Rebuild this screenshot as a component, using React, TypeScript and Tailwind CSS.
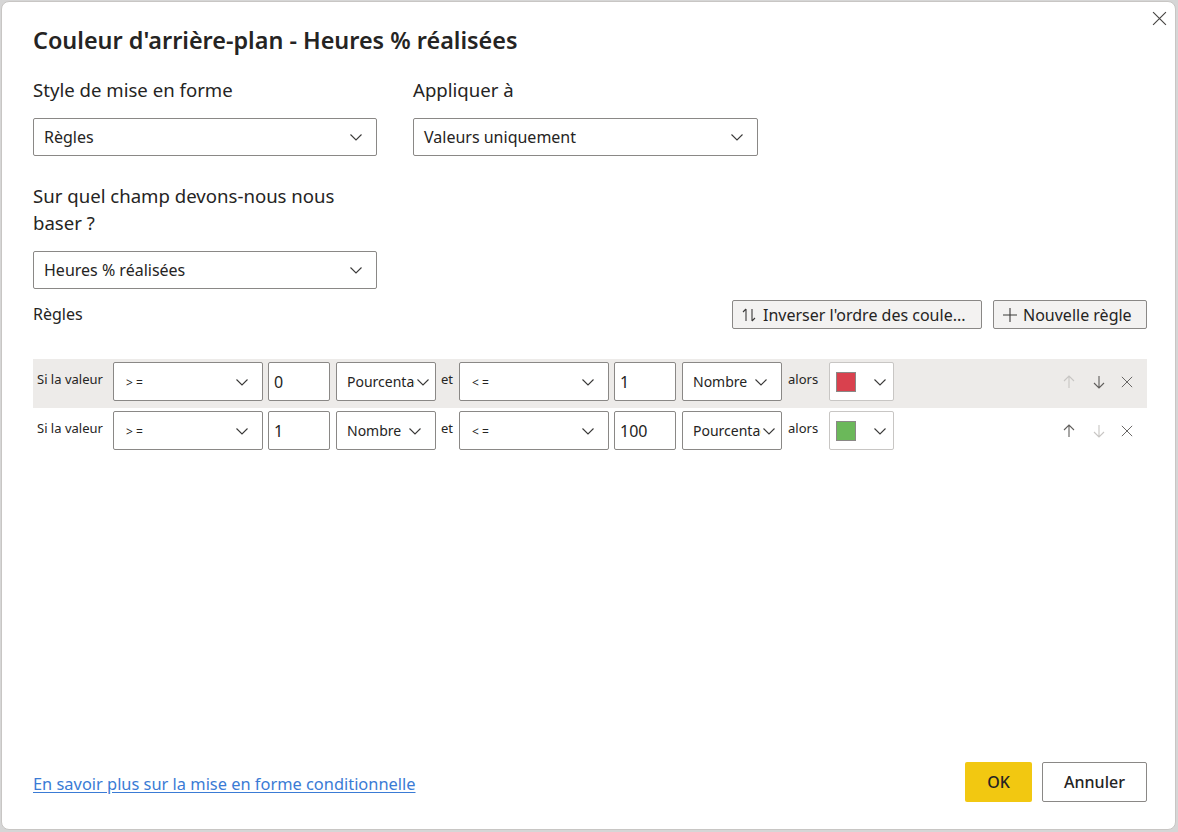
import React from "react";

const font = { fontFamily: '"Segoe UI", "Noto Sans", sans-serif' };

function Chevron({ className = "" }: { className?: string }) {
  return (
    <svg width="16" height="16" viewBox="0 0 16 16" className={className} fill="none">
      <path d="M2.5 5.5 8 11l5.5-5.5" stroke="#3b3a39" strokeWidth="1.1" />
    </svg>
  );
}

function Select({ value, w }: { value: string; w: string }) {
  return (
    <div
      className={`${w} h-[38px] border border-[#8a8886] rounded-[2px] bg-white flex items-center justify-between pl-[10px] pr-[12px] text-[16px] text-[#252423]`}
    >
      <span>{value}</span>
      <Chevron />
    </div>
  );
}

function RuleSelect({ value, w, small, tight }: { value: string; w: string; small?: boolean; tight?: boolean }) {
  return (
    <div
      className={`${w} h-[39px] border border-[#8a8886] rounded-[2px] bg-white flex items-center justify-between pl-[10px] ${tight ? "pr-[4px]" : "pr-[12px]"} text-[#252423] overflow-hidden`}
    >
      <span className={`${small ? "text-[12px] pl-[2px] pt-[3px]" : "text-[14px]"} whitespace-nowrap overflow-hidden`}>{value}</span>
      <Chevron className="shrink-0" />
    </div>
  );
}

function NumInput({ value }: { value: string }) {
  return (
    <div className="w-[62px] h-[39px] border border-[#8a8886] rounded-[2px] bg-white flex items-center pl-[5px] text-[16px] text-[#252423]">
      {value}
    </div>
  );
}

function Arrow({ up, faded }: { up?: boolean; faded?: boolean }) {
  return (
    <svg width="16" height="16" viewBox="0 0 16 16" fill="none" className={up ? "" : "rotate-180"}>
      <path d="M8 14V2M3 7l5-5 5 5" stroke={faded ? "#c8c6c4" : "#605e5c"} strokeWidth="1.1" />
    </svg>
  );
}

function Cross({ size = 14, color = "#605e5c" }: { size?: number; color?: string }) {
  return (
    <svg width={size} height={size} viewBox="0 0 14 14" fill="none">
      <path d="M1 1l12 12M13 1 1 13" stroke={color} strokeWidth="1.1" />
    </svg>
  );
}

function Rule({
  shaded,
  a,
  unitA,
  b,
  unitB,
  color,
  upFaded,
  downFaded,
}: {
  shaded?: boolean;
  a: string;
  unitA: string;
  b: string;
  unitB: string;
  color: string;
  upFaded?: boolean;
  downFaded?: boolean;
}) {
  return (
    <div className={`flex items-start h-[49px] pt-[3px] pl-[4px] pr-[14px] ${shaded ? "bg-[#edebe9]" : "bg-white"}`}>
      <span className="text-[13px] text-[#252423] w-[76px] pt-[8px] whitespace-nowrap">Si la valeur</span>
      <RuleSelect value="> =" w="w-[150px]" small />
      <div className="w-[5px]" />
      <NumInput value={a} />
      <div className="w-[6px]" />
      <RuleSelect value={unitA} w="w-[100px]" tight={unitA === "Pourcentage"} />
      <span className="text-[13px] text-[#252423] w-[23px] pl-[5px] pt-[8px]">et</span>
      <RuleSelect value="< =" w="w-[150px]" small />
      <div className="w-[5px]" />
      <NumInput value={b} />
      <div className="w-[6px]" />
      <RuleSelect value={unitB} w="w-[100px]" tight={unitB === "Pourcentage"} />
      <span className="text-[13px] text-[#252423] w-[47px] pl-[6px] pt-[8px]">alors</span>
      <div className="w-[65px] h-[39px] border border-[#c8c6c4] rounded-[2px] bg-white flex items-center pl-[6px] pr-[4px] gap-[16px]">
        <div className="w-[20px] h-[20px] border border-[#8a8886]" style={{ background: color }} />
        <Chevron />
      </div>
      <div className="flex-1" />
      <div className="flex items-center gap-[14px] h-[39px]">
        <Arrow up faded={upFaded} />
        <Arrow faded={downFaded} />
        <Cross size={12} />
      </div>
    </div>
  );
}

export default function App() {
  return (
    <div className="w-[1178px] h-[832px] bg-[#d6d6d6] overflow-hidden" style={font}>
      <div className="ml-[1px] mt-[1px] w-[1175px] h-[829px] bg-white border border-[#c8c6c4] rounded-[8px] flex flex-col relative pl-[31px] pr-[28px]">
        <button className="absolute right-[7px] top-[8px] p-[1px]">
          <Cross size={15} color="#484644" />
        </button>

        <h1 className="mt-[22px] text-[23.4px] font-semibold text-[#252423] leading-[32px]">
          Couleur d'arrière-plan - Heures % réalisées
        </h1>

        <div className="mt-[22px] flex gap-[36px]">
          <div className="w-[344px]">
            <div className="text-[18.6px] text-[#252423] leading-[24px]">Style de mise en forme</div>
            <div className="mt-[16px]">
              <Select value="Règles" w="w-[344px]" />
            </div>
          </div>
          <div className="w-[345px]">
            <div className="text-[18.6px] text-[#252423] leading-[24px]">Appliquer à</div>
            <div className="mt-[16px]">
              <Select value="Valeurs uniquement" w="w-[345px]" />
            </div>
          </div>
        </div>

        <div className="mt-[26px] w-[344px] text-[18.6px] text-[#252423] leading-[27px]">
          Sur quel champ devons-nous nous baser ?
        </div>
        <div className="mt-[15px]">
          <Select value="Heures % réalisées" w="w-[344px]" />
        </div>

        <div className="mt-[11px] flex items-start justify-between">
          <span className="text-[16px] text-[#252423] pt-[2px]">Règles</span>
          <div className="flex gap-[11px]">
            <button className="h-[29px] w-[250px] border border-[#8a8886] rounded-[2px] bg-[#f3f2f1] flex items-center gap-[6px] pl-[8px] text-[16px] text-[#252423]">
              <svg width="16" height="16" viewBox="0 0 16 16" fill="none">
                <path d="M5 14V2M2 5l3-3M11 2v12M14 11l-3 3" stroke="#3b3a39" strokeWidth="1.1" />
              </svg>
              <span className="whitespace-nowrap">Inverser l'ordre des coule...</span>
            </button>
            <button className="h-[29px] w-[154px] border border-[#8a8886] rounded-[2px] bg-[#f3f2f1] flex items-center gap-[5px] pl-[8px] text-[16px] text-[#252423]">
              <svg width="16" height="16" viewBox="0 0 16 16" fill="none">
                <path d="M8 1v14M1 8h14" stroke="#3b3a39" strokeWidth="1.1" />
              </svg>
              <span className="whitespace-nowrap">Nouvelle règle</span>
            </button>
          </div>
        </div>

        <div className="mt-[30px] flex flex-col">
          <Rule shaded a="0" unitA="Pourcentage" b="1" unitB="Nombre" color="#d9414e" upFaded />
          <Rule a="1" unitA="Nombre" b="100" unitB="Pourcentage" color="#6bb85a" downFaded />
        </div>

        <div className="flex-1" />

        <div className="mb-[27px] flex items-center justify-between">
          <a className="text-[16.4px] text-[#3a7bd5] underline underline-offset-[2px] pt-[4px]">
            En savoir plus sur la mise en forme conditionnelle
          </a>
          <div className="flex gap-[10px]">
            <button className="w-[67px] h-[40px] rounded-[2px] bg-[#f2c811] text-[16px] font-medium text-[#252423]">OK</button>
            <button className="w-[105px] h-[40px] rounded-[2px] border border-[#8a8886] bg-white text-[16px] font-medium text-[#252423]">
              Annuler
            </button>
          </div>
        </div>
      </div>
    </div>
  );
}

> _What you should do_:
Transcribe the full listing above exactly as it stands, minus the pictures.

> _Written response_:
Rebuild this screenshot as a component, using React, TypeScript and Tailwind CSS.
import React from "react";

const font = { fontFamily: '"Segoe UI", "Noto Sans", sans-serif' };

function Chevron({ className = "" }: { className?: string }) {
  return (
    <svg width="16" height="16" viewBox="0 0 16 16" className={className} fill="none">
      <path d="M2.5 5.5 8 11l5.5-5.5" stroke="#3b3a39" strokeWidth="1.1" />
    </svg>
  );
}

function Select({ value, w }: { value: string; w: string }) {
  return (
    <div
      className={`${w} h-[38px] border border-[#8a8886] rounded-[2px] bg-white flex items-center justify-between pl-[10px] pr-[12px] text-[16px] text-[#252423]`}
    >
      <span>{value}</span>
      <Chevron />
    </div>
  );
}

function RuleSelect({ value, w, small, tight }: { value: string; w: string; small?: boolean; tight?: boolean }) {
  return (
    <div
      className={`${w} h-[39px] border border-[#8a8886] rounded-[2px] bg-white flex items-center justify-between pl-[10px] ${tight ? "pr-[4px]" : "pr-[12px]"} text-[#252423] overflow-hidden`}
    >
      <span className={`${small ? "text-[12px] pl-[2px] pt-[3px]" : "text-[14px]"} whitespace-nowrap overflow-hidden`}>{value}</span>
      <Chevron className="shrink-0" />
    </div>
  );
}

function NumInput({ value }: { value: string }) {
  return (
    <div className="w-[62px] h-[39px] border border-[#8a8886] rounded-[2px] bg-white flex items-center pl-[5px] text-[16px] text-[#252423]">
      {value}
    </div>
  );
}

function Arrow({ up, faded }: { up?: boolean; faded?: boolean }) {
  return (
    <svg width="16" height="16" viewBox="0 0 16 16" fill="none" className={up ? "" : "rotate-180"}>
      <path d="M8 14V2M3 7l5-5 5 5" stroke={faded ? "#c8c6c4" : "#605e5c"} strokeWidth="1.1" />
    </svg>
  );
}

function Cross({ size = 14, color = "#605e5c" }: { size?: number; color?: string }) {
  return (
    <svg width={size} height={size} viewBox="0 0 14 14" fill="none">
      <path d="M1 1l12 12M13 1 1 13" stroke={color} strokeWidth="1.1" />
    </svg>
  );
}

function Rule({
  shaded,
  a,
  unitA,
  b,
  unitB,
  color,
  upFaded,
  downFaded,
}: {
  shaded?: boolean;
  a: string;
  unitA: string;
  b: string;
  unitB: string;
  color: string;
  upFaded?: boolean;
  downFaded?: boolean;
}) {
  return (
    <div className={`flex items-start h-[49px] pt-[3px] pl-[4px] pr-[14px] ${shaded ? "bg-[#edebe9]" : "bg-white"}`}>
      <span className="text-[13px] text-[#252423] w-[76px] pt-[8px] whitespace-nowrap">Si la valeur</span>
      <RuleSelect value="> =" w="w-[150px]" small />
      <div className="w-[5px]" />
      <NumInput value={a} />
      <div className="w-[6px]" />
      <RuleSelect value={unitA} w="w-[100px]" tight={unitA === "Pourcentage"} />
      <span className="text-[13px] text-[#252423] w-[23px] pl-[5px] pt-[8px]">et</span>
      <RuleSelect value="< =" w="w-[150px]" small />
      <div className="w-[5px]" />
      <NumInput value={b} />
      <div className="w-[6px]" />
      <RuleSelect value={unitB} w="w-[100px]" tight={unitB === "Pourcentage"} />
      <span className="text-[13px] text-[#252423] w-[47px] pl-[6px] pt-[8px]">alors</span>
      <div className="w-[65px] h-[39px] border border-[#c8c6c4] rounded-[2px] bg-white flex items-center pl-[6px] pr-[4px] gap-[16px]">
        <div className="w-[20px] h-[20px] border border-[#8a8886]" style={{ background: color }} />
        <Chevron />
      </div>
      <div className="flex-1" />
      <div className="flex items-center gap-[14px] h-[39px]">
        <Arrow up faded={upFaded} />
        <Arrow faded={downFaded} />
        <Cross size={12} />
      </div>
    </div>
  );
}

export default function App() {
  return (
    <div className="w-[1178px] h-[832px] bg-[#d6d6d6] overflow-hidden" style={font}>
      <div className="ml-[1px] mt-[1px] w-[1175px] h-[829px] bg-white border border-[#c8c6c4] rounded-[8px] flex flex-col relative pl-[31px] pr-[28px]">
        <button className="absolute right-[7px] top-[8px] p-[1px]">
          <Cross size={15} color="#484644" />
        </button>

        <h1 className="mt-[22px] text-[23.4px] font-semibold text-[#252423] leading-[32px]">
          Couleur d'arrière-plan - Heures % réalisées
        </h1>

        <div className="mt-[22px] flex gap-[36px]">
          <div className="w-[344px]">
            <div className="text-[18.6px] text-[#252423] leading-[24px]">Style de mise en forme</div>
            <div className="mt-[16px]">
              <Select value="Règles" w="w-[344px]" />
            </div>
          </div>
          <div className="w-[345px]">
            <div className="text-[18.6px] text-[#252423] leading-[24px]">Appliquer à</div>
            <div className="mt-[16px]">
              <Select value="Valeurs uniquement" w="w-[345px]" />
            </div>
          </div>
        </div>

        <div className="mt-[26px] w-[344px] text-[18.6px] text-[#252423] leading-[27px]">
          Sur quel champ devons-nous nous baser ?
        </div>
        <div className="mt-[15px]">
          <Select value="Heures % réalisées" w="w-[344px]" />
        </div>

        <div className="mt-[11px] flex items-start justify-between">
          <span className="text-[16px] text-[#252423] pt-[2px]">Règles</span>
          <div className="flex gap-[11px]">
            <button className="h-[29px] w-[250px] border border-[#8a8886] rounded-[2px] bg-[#f3f2f1] flex items-center gap-[6px] pl-[8px] text-[16px] text-[#252423]">
              <svg width="16" height="16" viewBox="0 0 16 16" fill="none">
                <path d="M5 14V2M2 5l3-3M11 2v12M14 11l-3 3" stroke="#3b3a39" strokeWidth="1.1" />
              </svg>
              <span className="whitespace-nowrap">Inverser l'ordre des coule...</span>
            </button>
            <button className="h-[29px] w-[154px] border border-[#8a8886] rounded-[2px] bg-[#f3f2f1] flex items-center gap-[5px] pl-[8px] text-[16px] text-[#252423]">
              <svg width="16" height="16" viewBox="0 0 16 16" fill="none">
                <path d="M8 1v14M1 8h14" stroke="#3b3a39" strokeWidth="1.1" />
              </svg>
              <span className="whitespace-nowrap">Nouvelle règle</span>
            </button>
          </div>
        </div>

        <div className="mt-[30px] flex flex-col">
          <Rule shaded a="0" unitA="Pourcentage" b="1" unitB="Nombre" color="#d9414e" upFaded />
          <Rule a="1" unitA="Nombre" b="100" unitB="Pourcentage" color="#6bb85a" downFaded />
        </div>

        <div className="flex-1" />

        <div className="mb-[27px] flex items-center justify-between">
          <a className="text-[16.4px] text-[#3a7bd5] underline underline-offset-[2px] pt-[4px]">
            En savoir plus sur la mise en forme conditionnelle
          </a>
          <div className="flex gap-[10px]">
            <button className="w-[67px] h-[40px] rounded-[2px] bg-[#f2c811] text-[16px] font-medium text-[#252423]">OK</button>
            <button className="w-[105px] h-[40px] rounded-[2px] border border-[#8a8886] bg-white text-[16px] font-medium text-[#252423]">
              Annuler
            </button>
          </div>
        </div>
      </div>
    </div>
  );
}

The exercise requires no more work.